L’ambassadeur d’Israël en France, Meir Rosenne, avait pointé du doigt l’Organisation de libération de la Palestine (OLP) pour « le meurtre impitoyable » et avait également blâmé « les pays qui accordent une reconnaissance diplomatique » à l’OLP. Rosenne avait appelé tous les gouvernements démocratiques à « extrader vers Israël les tueurs afin qu’ils puissent être jugés et punis pour leurs actes ». Il avait également exhorté « tous les amis d’Israël à se rappeler que chaque fois qu’ils lèvent la main en faveur de l’OLP aux Nations unies ou ailleurs, c’est ça le résultat ».
Les FARL, jusque-là inconnus et basés à Beyrouth, ont alors revendiqué le meurtre de Bar-Simantov, affirmant qu’il s’agissait d’un acte « de vengeance pour l’agression sioniste-impérialiste contre le sud du Liban ».
Bar-Simantov fut le premier diplomate israélien assassiné en France. Des diplomates israéliens ont été tués par des terroristes palestiniens dans d’autres capitales d’Europe occidentale.
Le président François Mitterrand, dans un message adressé au président israélien Yitzhak Navon, a promis que la France « fera tout son possible » pour retrouver et traduire en justice le meurtrier.
La dépouille de Bar-Simantov a été exposée à l’ambassade d’Israël le 5 avril, où une petite foule s’est rassemblée pour les services commémoratifs. Le grand rabbin René Sirat de France avait récité le Kaddish.

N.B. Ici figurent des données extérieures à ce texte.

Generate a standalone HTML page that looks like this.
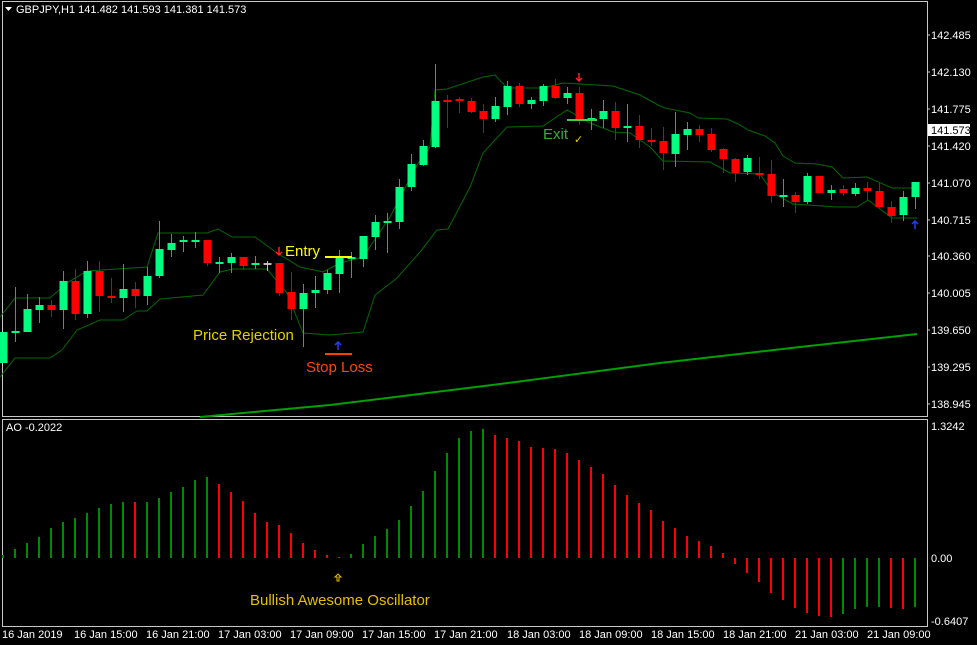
<!DOCTYPE html>
<html><head><meta charset="utf-8"><style>
html,body{margin:0;padding:0;background:#000;}
body{width:977px;height:645px;overflow:hidden;position:relative;font-family:"Liberation Sans",sans-serif;}
svg{position:absolute;left:0;top:0;}
</style></head><body>
<svg id="s" width="977" height="645" xmlns="http://www.w3.org/2000/svg" font-family="Liberation Sans, sans-serif">
<rect width="977" height="645" fill="#000"/>
<g stroke="#c8c8c8" fill="none" stroke-width="1">
<rect x="2.5" y="1.5" width="925" height="415"/>
<rect x="2.5" y="419.5" width="925" height="207"/>
</g>
<g id="env" fill="none" stroke="#006a00" stroke-width="1">
<polyline points="0,317 15,298 50,298 67,283 87,271 147,267 158,233 207,233 218,229 232,237 255,237 277,253 300,267 323,272 340,263 363,257 390,217 417,165 430,147 435,90 447,89 483,77 495,75 507,88 543,88 563,83 613,86 640,95 660,106 665,108 690,113 698,118 727,119 740,125 748,130 765,136 775,143 783,156 795,163 817,164 832,167 843,178 867,177 892,188 917,188"/>
<polyline points="0,377 15,358 50,358 62,350 77,330 100,320 123,320 137,311 147,311 160,299 203,295 220,272 233,269 267,269 287,293 303,333 330,335 363,332 375,295 397,278 420,252 437,230 448,229 470,187 483,153 507,127 543,126 567,110 590,123 613,132 630,133 650,147 663,161 710,162 730,173 760,174 773,193 793,204 837,207 857,207 868,200 892,218 917,218"/>
</g>
<polyline fill="none" stroke="#00a000" stroke-width="2" points="200,417 330,405 500,384 660,363 800,347 917,334"/>
<g id="c"></g>
<g id="ao"></g>
<line x1="325" y1="257" x2="352" y2="257" stroke="#ffff00" stroke-width="2"/>
<line x1="325" y1="354" x2="352" y2="354" stroke="#ff4000" stroke-width="2"/>
<line x1="567" y1="120" x2="597" y2="120" stroke="#40d040" stroke-width="2"/>
<text x="285" y="256" fill="#ffff00" font-size="15">Entry</text>
<text x="193" y="340" fill="#e6d000" font-size="15">Price Rejection</text>
<text x="306" y="372" fill="#ff4500" font-size="15">Stop Loss</text>
<text x="543" y="139" fill="#30b030" font-size="15">Exit</text>
<text x="574" y="143" fill="#e6d000" font-size="11">✓</text>
<path d="M279 247v8M276 252l3 3 3-3" stroke="#ff2020" stroke-width="1.5" fill="none"/>
<path d="M579 73v8M576 78l3 3 3-3" stroke="#ff2020" stroke-width="1.5" fill="none"/>
<path d="M338 350v-8M335 345l3-3 3 3" stroke="#2040ff" stroke-width="1.5" fill="none"/>
<path d="M915 229v-8M912 224l3-3 3 3" stroke="#2040ff" stroke-width="1.5" fill="none"/>
<path d="M338 574l-3 3h2v4h2v-4h2z" stroke="#e6c000" stroke-width="1" fill="none"/>
<text x="250" y="605" fill="#e6c000" font-size="15">Bullish Awesome Oscillator</text>
<path d="M5 7h7l-3.5 4z" fill="#fff"/>
<text x="16" y="13" fill="#fff" font-size="11">GBPJPY,H1  141.482 141.593 141.381 141.573</text>
<text x="6" y="431" fill="#fff" font-size="11">AO -0.2022</text>
<g fill="#fff" font-size="11">
<text x="931" y="39">142.485</text><text x="931" y="76">142.130</text><text x="931" y="113">141.775</text>
<text x="931" y="150">141.420</text><text x="931" y="187">141.070</text><text x="931" y="224">140.715</text>
<text x="931" y="260">140.360</text><text x="931" y="297">140.005</text><text x="931" y="334">139.650</text>
<text x="931" y="371">139.295</text><text x="931" y="408">138.945</text>
<text x="931" y="430">1.3242</text><text x="931" y="562">0.00</text><text x="931" y="625">-0.6407</text>
</g>
<g stroke="#c8c8c8"><line x1="927" y1="35" x2="930" y2="35"/><line x1="927" y1="72" x2="930" y2="72"/><line x1="927" y1="109" x2="930" y2="109"/><line x1="927" y1="146" x2="930" y2="146"/><line x1="927" y1="183" x2="930" y2="183"/><line x1="927" y1="220" x2="930" y2="220"/><line x1="927" y1="256" x2="930" y2="256"/><line x1="927" y1="293" x2="930" y2="293"/><line x1="927" y1="330" x2="930" y2="330"/><line x1="927" y1="367" x2="930" y2="367"/><line x1="927" y1="404" x2="930" y2="404"/></g>
<rect x="928" y="124" width="42" height="12" fill="#fff"/>
<text x="931" y="134" fill="#000" font-size="11">141.573</text>
<g fill="#fff" font-size="11">
<text x="2" y="638">16 Jan 2019</text><text x="74" y="638">16 Jan 15:00</text><text x="146" y="638">16 Jan 21:00</text>
<text x="218" y="638">17 Jan 03:00</text><text x="290" y="638">17 Jan 09:00</text><text x="362" y="638">17 Jan 15:00</text>
<text x="434" y="638">17 Jan 21:00</text><text x="507" y="638">18 Jan 03:00</text><text x="579" y="638">18 Jan 09:00</text>
<text x="651" y="638">18 Jan 15:00</text><text x="723" y="638">18 Jan 21:00</text><text x="795" y="638">21 Jan 03:00</text>
<text x="867" y="638">21 Jan 09:00</text>
</g>
</svg>
<script>
var C=[
['g',332,363,332,363],['g',287,342,331,333],['g',294,332,309,332],['g',297,323,305,310],['r',300,317,305,310],
['g',271,329,281,310],['r',269,320,281,314],['g',261,318,271,314],['r',261,312,271,296],['r',278,303,296,298],
['g',264,312,289,298],['r',282,308,289,296],['g',267,305,276,296],['g',221,278,249,276],['g',234,257,243,250],
['g',236,252,240,242],['g',232,248,240,241],['r',240,266,240,263],['g',257,273,262,263],['g',253,273,257,263],
['r',257,270,257,266],['g',256,269,263,265],['w',261,271,263,264],['r',263,296,263,293],['r',272,320,292,309],
['g',284,347,293,309],['g',276,308,290,293],['g',270,294,273,290],['g',250,293,257,274],['g',252,278,257,259],
['g',236,267,236,259],['g',215,250,222,237],['g',213,253,221,223],['g',179,229,187,222],['g',154,191,164,187],
['g',140,166,146,165],['g',64,148,101,147],['r',95,128,100,101],['r',97,113,99,101],['r',98,113,101,112],
['r',104,133,111,119],['g',97,122,106,119],['g',81,115,86,107],['r',83,107,86,104],['g',97,109,100,104],
['g',84,106,86,101],['r',79,99,86,98],['g',87,104,93,98],['r',87,125,93,119],['g',109,130,118,120],
['g',100,128,111,119],['r',102,140,111,128],['g',104,142,126,128],['r',115,148,126,140],['r',128,146,140,142],
['r',127,170,141,153],['g',112,167,134,154],['g',122,150,129,135],['r',125,142,129,135],['r',128,152,134,150],
['r',148,173,149,159],['r',158,182,159,173],['g',155,175,158,172],['r',157,179,173,175],['r',160,203,174,196],
['g',179,207,195,197],['r',192,213,195,202],['g',173,204,176,202],['r',176,193,176,193],['g',185,200,190,193],
['r',185,196,189,193],['g',183,196,188,194],['r',182,200,188,191],['r',183,209,191,207],['r',201,223,207,216],
['g',191,221,197,215],['g',182,209,182,197]];
var h='';
C.forEach(function(c,i){var x=3+12*i;var col=c[0]=='g'?'#00ff80':c[0]=='r'?'#ff0000':'#c0c0c0';
var wc=c[0]=='g'?'#00c060':c[0]=='r'?'#d00000':'#c0c0c0';
h+='<line x1="'+(x+.5)+'" y1="'+c[1]+'" x2="'+(x+.5)+'" y2="'+c[2]+'" stroke="'+wc+'"/>';
var bh=Math.max(2,c[4]-c[3]);h+='<rect x="'+(x-3.5)+'" y="'+c[3]+'" width="8" height="'+bh+'" fill="'+col+'"/>';});
document.getElementById('c').innerHTML=h;
var A=[555,549,543,537,528,522,518,513,508,504,502,502,502,498,492,487,480,477,484,492,501,513,522,525,533,543,550,555,557,554,544,536,529,520,506,491,471,453,438,431,429,
435,438,441,447,448,449,453,460,467,474,485,495,503,510,521,528,536,541,546,553,564,573,582,593,600,608,613,616,617,614,609,607,607,608,609,607];
var R={};[11,18,19,20,21,22,23,24,25,26,27,28,74,75].forEach(function(k){R[k]=1});
for(var k=41;k<=69;k++)R[k]=1;
var g='';A.forEach(function(v,i){var x=2+12*i;var col=R[i]?'#ff0000':'#008a00';
var y1=Math.min(558,v),hh=Math.max(1,Math.abs(v-558));
g+='<rect x="'+x+'" y="'+y1+'" width="2" height="'+hh+'" fill="'+col+'"/>';});
document.getElementById('ao').innerHTML=g;
</script>
</body></html>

Georges Ibrahim Abdallah est aussi impliqué dans la tentative d’assassinat du consul général des Etats-Unis, Robert Homme, à Strasbourg (Est), en 1984.
Georges Ibrahim Abdallah est libérable depuis 1999. La justice avait répondu favorablement à sa demande de libération en 2013, sous réserve qu’il fasse l’objet d’un arrêté d’expulsion du ministère français de l’Intérieur, que le ministre de l’Intérieur d’alors, Manuel Valls, n’a jamais pris.
Mi-novembre, la justice française a accepté sa libération à condition qu’il retourne au Liban, qui le réclame depuis des années, au vu de son âge et de la durée de détention « disproportionnée au regard des faits commis et de sa dangerosité actuelle ».
Les Etats-Unis, partie civile au procès de Georges Ibrahim Abdallah en 1987, ont écrit fin décembre à la cour d’appel de Paris pour « s’opposer vigoureusement » à la demande de libération conditionnelle du terroriste libanais pro-palestinien.